Repeat the full listing below verbatim and keep the images out.

__Given material__:

[BEGIN]

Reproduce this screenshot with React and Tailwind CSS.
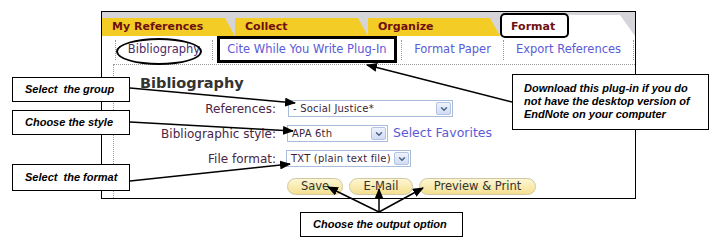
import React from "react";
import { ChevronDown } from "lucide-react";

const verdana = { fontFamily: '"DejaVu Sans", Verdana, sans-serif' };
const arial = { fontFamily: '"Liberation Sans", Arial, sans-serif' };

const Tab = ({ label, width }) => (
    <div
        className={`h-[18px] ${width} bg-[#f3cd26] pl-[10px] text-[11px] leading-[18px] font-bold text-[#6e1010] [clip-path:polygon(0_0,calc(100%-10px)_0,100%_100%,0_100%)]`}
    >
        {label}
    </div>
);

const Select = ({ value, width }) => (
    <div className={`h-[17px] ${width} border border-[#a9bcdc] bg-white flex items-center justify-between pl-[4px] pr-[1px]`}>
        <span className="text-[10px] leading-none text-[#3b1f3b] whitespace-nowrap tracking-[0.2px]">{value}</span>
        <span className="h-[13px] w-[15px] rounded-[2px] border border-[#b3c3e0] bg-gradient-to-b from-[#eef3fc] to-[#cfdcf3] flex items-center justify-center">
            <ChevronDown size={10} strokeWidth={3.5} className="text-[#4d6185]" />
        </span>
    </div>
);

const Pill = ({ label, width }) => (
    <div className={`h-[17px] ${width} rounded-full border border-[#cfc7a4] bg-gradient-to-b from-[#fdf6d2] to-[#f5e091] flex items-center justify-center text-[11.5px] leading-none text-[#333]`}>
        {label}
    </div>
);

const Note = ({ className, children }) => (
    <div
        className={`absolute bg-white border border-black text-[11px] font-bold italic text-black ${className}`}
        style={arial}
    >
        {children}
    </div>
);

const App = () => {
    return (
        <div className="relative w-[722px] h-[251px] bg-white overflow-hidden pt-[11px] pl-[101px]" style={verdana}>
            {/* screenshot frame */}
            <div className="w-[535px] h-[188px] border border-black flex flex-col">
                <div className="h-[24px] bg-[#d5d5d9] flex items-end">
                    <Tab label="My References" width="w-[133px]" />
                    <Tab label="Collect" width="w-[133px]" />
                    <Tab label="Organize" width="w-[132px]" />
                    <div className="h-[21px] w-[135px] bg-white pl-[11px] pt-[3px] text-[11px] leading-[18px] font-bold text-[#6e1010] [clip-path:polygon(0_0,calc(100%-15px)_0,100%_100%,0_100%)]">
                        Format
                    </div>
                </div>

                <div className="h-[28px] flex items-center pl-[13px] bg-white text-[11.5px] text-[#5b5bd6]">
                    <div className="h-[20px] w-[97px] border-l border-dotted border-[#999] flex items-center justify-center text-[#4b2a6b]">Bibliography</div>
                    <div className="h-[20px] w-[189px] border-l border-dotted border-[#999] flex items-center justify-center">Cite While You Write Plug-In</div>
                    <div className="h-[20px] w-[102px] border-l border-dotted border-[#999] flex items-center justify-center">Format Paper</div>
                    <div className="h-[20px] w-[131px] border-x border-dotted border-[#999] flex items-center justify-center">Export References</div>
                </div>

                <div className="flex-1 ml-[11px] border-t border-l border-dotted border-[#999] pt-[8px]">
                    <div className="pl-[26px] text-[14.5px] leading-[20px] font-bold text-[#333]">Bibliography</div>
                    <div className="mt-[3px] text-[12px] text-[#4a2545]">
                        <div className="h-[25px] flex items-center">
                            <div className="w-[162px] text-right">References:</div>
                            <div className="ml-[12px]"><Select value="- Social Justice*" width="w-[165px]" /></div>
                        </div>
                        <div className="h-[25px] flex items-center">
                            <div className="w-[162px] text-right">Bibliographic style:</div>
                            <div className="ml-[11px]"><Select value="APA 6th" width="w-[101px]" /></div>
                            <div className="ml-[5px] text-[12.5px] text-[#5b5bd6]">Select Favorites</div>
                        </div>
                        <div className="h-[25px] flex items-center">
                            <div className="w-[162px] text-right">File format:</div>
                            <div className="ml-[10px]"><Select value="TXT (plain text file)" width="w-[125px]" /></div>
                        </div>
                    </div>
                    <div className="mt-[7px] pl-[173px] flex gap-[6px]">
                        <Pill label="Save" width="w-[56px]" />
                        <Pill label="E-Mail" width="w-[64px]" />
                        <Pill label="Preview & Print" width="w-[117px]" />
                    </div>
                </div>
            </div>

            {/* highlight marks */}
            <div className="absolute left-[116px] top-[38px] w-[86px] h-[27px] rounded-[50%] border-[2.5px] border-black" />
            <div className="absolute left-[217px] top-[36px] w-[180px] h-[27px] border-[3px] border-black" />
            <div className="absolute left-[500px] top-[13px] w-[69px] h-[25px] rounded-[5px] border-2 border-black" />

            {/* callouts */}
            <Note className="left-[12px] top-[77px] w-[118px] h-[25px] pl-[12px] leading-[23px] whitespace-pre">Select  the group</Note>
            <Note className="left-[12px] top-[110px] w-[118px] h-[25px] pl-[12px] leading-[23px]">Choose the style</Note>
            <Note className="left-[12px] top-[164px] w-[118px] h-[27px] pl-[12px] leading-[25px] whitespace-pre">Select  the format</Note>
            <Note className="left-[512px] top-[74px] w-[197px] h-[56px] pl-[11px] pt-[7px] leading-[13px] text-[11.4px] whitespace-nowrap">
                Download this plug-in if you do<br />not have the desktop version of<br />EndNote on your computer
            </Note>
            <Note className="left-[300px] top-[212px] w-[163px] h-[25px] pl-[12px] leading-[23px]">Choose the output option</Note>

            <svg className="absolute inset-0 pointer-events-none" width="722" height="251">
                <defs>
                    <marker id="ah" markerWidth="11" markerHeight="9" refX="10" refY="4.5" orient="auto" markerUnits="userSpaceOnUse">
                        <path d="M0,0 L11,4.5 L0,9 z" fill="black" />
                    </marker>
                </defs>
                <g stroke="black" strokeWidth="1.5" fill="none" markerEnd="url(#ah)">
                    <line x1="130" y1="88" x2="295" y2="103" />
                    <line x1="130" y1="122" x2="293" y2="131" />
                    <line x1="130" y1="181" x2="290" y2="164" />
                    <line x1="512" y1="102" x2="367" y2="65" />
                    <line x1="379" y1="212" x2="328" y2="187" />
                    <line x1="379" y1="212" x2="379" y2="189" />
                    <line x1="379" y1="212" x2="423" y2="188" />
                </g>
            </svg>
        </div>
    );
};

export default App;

[END]

__Final answer__:
Reproduce this screenshot with React and Tailwind CSS.
import React from "react";
import { ChevronDown } from "lucide-react";

const verdana = { fontFamily: '"DejaVu Sans", Verdana, sans-serif' };
const arial = { fontFamily: '"Liberation Sans", Arial, sans-serif' };

const Tab = ({ label, width }) => (
    <div
        className={`h-[18px] ${width} bg-[#f3cd26] pl-[10px] text-[11px] leading-[18px] font-bold text-[#6e1010] [clip-path:polygon(0_0,calc(100%-10px)_0,100%_100%,0_100%)]`}
    >
        {label}
    </div>
);

const Select = ({ value, width }) => (
    <div className={`h-[17px] ${width} border border-[#a9bcdc] bg-white flex items-center justify-between pl-[4px] pr-[1px]`}>
        <span className="text-[10px] leading-none text-[#3b1f3b] whitespace-nowrap tracking-[0.2px]">{value}</span>
        <span className="h-[13px] w-[15px] rounded-[2px] border border-[#b3c3e0] bg-gradient-to-b from-[#eef3fc] to-[#cfdcf3] flex items-center justify-center">
            <ChevronDown size={10} strokeWidth={3.5} className="text-[#4d6185]" />
        </span>
    </div>
);

const Pill = ({ label, width }) => (
    <div className={`h-[17px] ${width} rounded-full border border-[#cfc7a4] bg-gradient-to-b from-[#fdf6d2] to-[#f5e091] flex items-center justify-center text-[11.5px] leading-none text-[#333]`}>
        {label}
    </div>
);

const Note = ({ className, children }) => (
    <div
        className={`absolute bg-white border border-black text-[11px] font-bold italic text-black ${className}`}
        style={arial}
    >
        {children}
    </div>
);

const App = () => {
    return (
        <div className="relative w-[722px] h-[251px] bg-white overflow-hidden pt-[11px] pl-[101px]" style={verdana}>
            {/* screenshot frame */}
            <div className="w-[535px] h-[188px] border border-black flex flex-col">
                <div className="h-[24px] bg-[#d5d5d9] flex items-end">
                    <Tab label="My References" width="w-[133px]" />
                    <Tab label="Collect" width="w-[133px]" />
                    <Tab label="Organize" width="w-[132px]" />
                    <div className="h-[21px] w-[135px] bg-white pl-[11px] pt-[3px] text-[11px] leading-[18px] font-bold text-[#6e1010] [clip-path:polygon(0_0,calc(100%-15px)_0,100%_100%,0_100%)]">
                        Format
                    </div>
                </div>

                <div className="h-[28px] flex items-center pl-[13px] bg-white text-[11.5px] text-[#5b5bd6]">
                    <div className="h-[20px] w-[97px] border-l border-dotted border-[#999] flex items-center justify-center text-[#4b2a6b]">Bibliography</div>
                    <div className="h-[20px] w-[189px] border-l border-dotted border-[#999] flex items-center justify-center">Cite While You Write Plug-In</div>
                    <div className="h-[20px] w-[102px] border-l border-dotted border-[#999] flex items-center justify-center">Format Paper</div>
                    <div className="h-[20px] w-[131px] border-x border-dotted border-[#999] flex items-center justify-center">Export References</div>
                </div>

                <div className="flex-1 ml-[11px] border-t border-l border-dotted border-[#999] pt-[8px]">
                    <div className="pl-[26px] text-[14.5px] leading-[20px] font-bold text-[#333]">Bibliography</div>
                    <div className="mt-[3px] text-[12px] text-[#4a2545]">
                        <div className="h-[25px] flex items-center">
                            <div className="w-[162px] text-right">References:</div>
                            <div className="ml-[12px]"><Select value="- Social Justice*" width="w-[165px]" /></div>
                        </div>
                        <div className="h-[25px] flex items-center">
                            <div className="w-[162px] text-right">Bibliographic style:</div>
                            <div className="ml-[11px]"><Select value="APA 6th" width="w-[101px]" /></div>
                            <div className="ml-[5px] text-[12.5px] text-[#5b5bd6]">Select Favorites</div>
                        </div>
                        <div className="h-[25px] flex items-center">
                            <div className="w-[162px] text-right">File format:</div>
                            <div className="ml-[10px]"><Select value="TXT (plain text file)" width="w-[125px]" /></div>
                        </div>
                    </div>
                    <div className="mt-[7px] pl-[173px] flex gap-[6px]">
                        <Pill label="Save" width="w-[56px]" />
                        <Pill label="E-Mail" width="w-[64px]" />
                        <Pill label="Preview & Print" width="w-[117px]" />
                    </div>
                </div>
            </div>

            {/* highlight marks */}
            <div className="absolute left-[116px] top-[38px] w-[86px] h-[27px] rounded-[50%] border-[2.5px] border-black" />
            <div className="absolute left-[217px] top-[36px] w-[180px] h-[27px] border-[3px] border-black" />
            <div className="absolute left-[500px] top-[13px] w-[69px] h-[25px] rounded-[5px] border-2 border-black" />

            {/* callouts */}
            <Note className="left-[12px] top-[77px] w-[118px] h-[25px] pl-[12px] leading-[23px] whitespace-pre">Select  the group</Note>
            <Note className="left-[12px] top-[110px] w-[118px] h-[25px] pl-[12px] leading-[23px]">Choose the style</Note>
            <Note className="left-[12px] top-[164px] w-[118px] h-[27px] pl-[12px] leading-[25px] whitespace-pre">Select  the format</Note>
            <Note className="left-[512px] top-[74px] w-[197px] h-[56px] pl-[11px] pt-[7px] leading-[13px] text-[11.4px] whitespace-nowrap">
                Download this plug-in if you do<br />not have the desktop version of<br />EndNote on your computer
            </Note>
            <Note className="left-[300px] top-[212px] w-[163px] h-[25px] pl-[12px] leading-[23px]">Choose the output option</Note>

            <svg className="absolute inset-0 pointer-events-none" width="722" height="251">
                <defs>
                    <marker id="ah" markerWidth="11" markerHeight="9" refX="10" refY="4.5" orient="auto" markerUnits="userSpaceOnUse">
                        <path d="M0,0 L11,4.5 L0,9 z" fill="black" />
                    </marker>
                </defs>
                <g stroke="black" strokeWidth="1.5" fill="none" markerEnd="url(#ah)">
                    <line x1="130" y1="88" x2="295" y2="103" />
                    <line x1="130" y1="122" x2="293" y2="131" />
                    <line x1="130" y1="181" x2="290" y2="164" />
                    <line x1="512" y1="102" x2="367" y2="65" />
                    <line x1="379" y1="212" x2="328" y2="187" />
                    <line x1="379" y1="212" x2="379" y2="189" />
                    <line x1="379" y1="212" x2="423" y2="188" />
                </g>
            </svg>
        </div>
    );
};

export default App;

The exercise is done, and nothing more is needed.